Owner’s Title Insurance Policy, that’s for me right?    The Owner’s Title Insurance Policy covers the buyer both legally and financially and insures you will not be liable for any title flaw that arose from the property’s history before you purchased it.  The Owner’s Title Insurance Policy will stay in effect as long as you or your heirs own the property. FTIC will be there to pay valid claims and cover the costs of defending any attack on your title, now or in the future.   

What is a Title Commitment and how do I read it?  After a title search (see above) is done looking for defects in the property’s chain of history that might lead to future problems, a “Title Commitment” is issued informing that the title company has committed to insuring the property.  The buyer has several days to talk to their title company or their agent if they have questions or they find anything unacceptable on the title commitment.   The Title Commitment is divided into two (2) sections:

Schedule A is like the cover page.  It lists the lists the: (1) Effective date of the insurance policy; (2a) Dollar Amount of the Policy; (2b) Names of the insureds (e.g. New Owner and/or Lender); (3) Name of the Seller of the Property; and (4) identification of the land being insured.

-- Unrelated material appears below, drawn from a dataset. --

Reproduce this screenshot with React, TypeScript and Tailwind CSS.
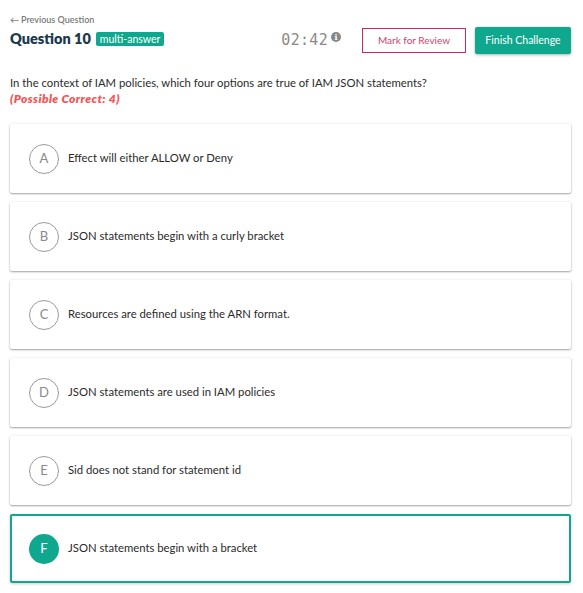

Schedule B-1 includes the Requirements. The Requirements are what must be done before the title insurance can be issued and property can close.  If any of the Requirements can’t be met, there may be a delay or cancellation of the sale.  Some of the Requirements may be recording of a new deed, releases of various liens, tax payments, copy of trust paperwork, or proof of identify, payoff of mortgages, liens, judgments, Home Equity Lines (HELOC).

Schedule B-2 includes the Exceptions.  Exceptions are what the title company will not cover against (including certain exceptions that are standard, like water or mineral rights.)  If the problem is listed in Schedule B, the title insurance policy will not cover against it (nor pay attorney or court fees regarding the problem.) If the buyer protests some Exception, the title company may be convinced to insure over it (with an endorsement) or obtain a release, or other document to eliminate the exception. Some examples of Exceptions are interests in the land that can only be found at inspection, easements, and tax assessments for new construction. The buyer, however, should read the Exceptions section carefully as there may be a limited time to make any objections before the title insurance is issued and the closing is completed. 

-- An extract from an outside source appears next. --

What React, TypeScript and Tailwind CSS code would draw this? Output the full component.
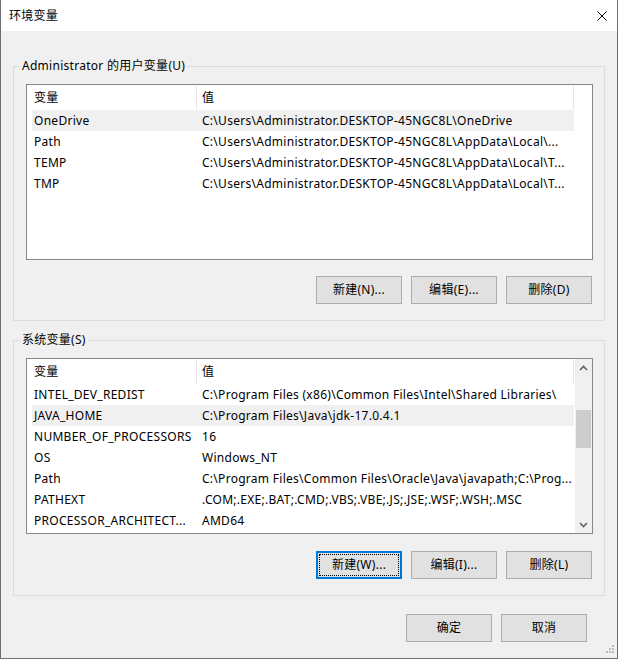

After the Closing, the title insurance policy is issued. 

How to Read a Title Commitment

As King and Queen of the Castle, how should my title as owner appear on the Deed?  A question that doesn’t even occur to buyers until asked.  There are options and your choice can have far-reaching consequences. It may even control where you want your property to go after you die and pyramids and libraries are erected in your honor.  Here are the basic types:

Sole ownership title is held solely in one person’s name, thus no one else is shown as sharing an ownership interest except for the named titleholder.

Tenants by the Entireties: For spouses who are currently married, the property can be titled in both of their names and held as a tenants by the entireties.  This is one of Florida’s best forms of asset protection from outside creditors because the property is not divisible by creditors to satisfy the obligation of only one debtor spouse.

Joint Tenancy With Rights Of Survivorship (JTWROS) means you hold title with someone else equally (i.e. 50%/50%  for two people, 1/3, 1/3, 1/3 for three people etc…) and when one of you dies the entire interest passes to the remaining surviving joint tenant(s) rather than to the heirs of the one who died.  Note however, that if a co-owner conveys their interest to a 3rd party, the property loses its survivorship status as to that portion and defaults to being held as tenancy in common.

Tenancy In Common Several parties can own the property in whatever different percentages they want.  Any party can sell their interest to anyone without notice to the other.  And upon the death of one of the people on the title, their interest goes to their own estate to be distributed according to their will or to their heirs through probate.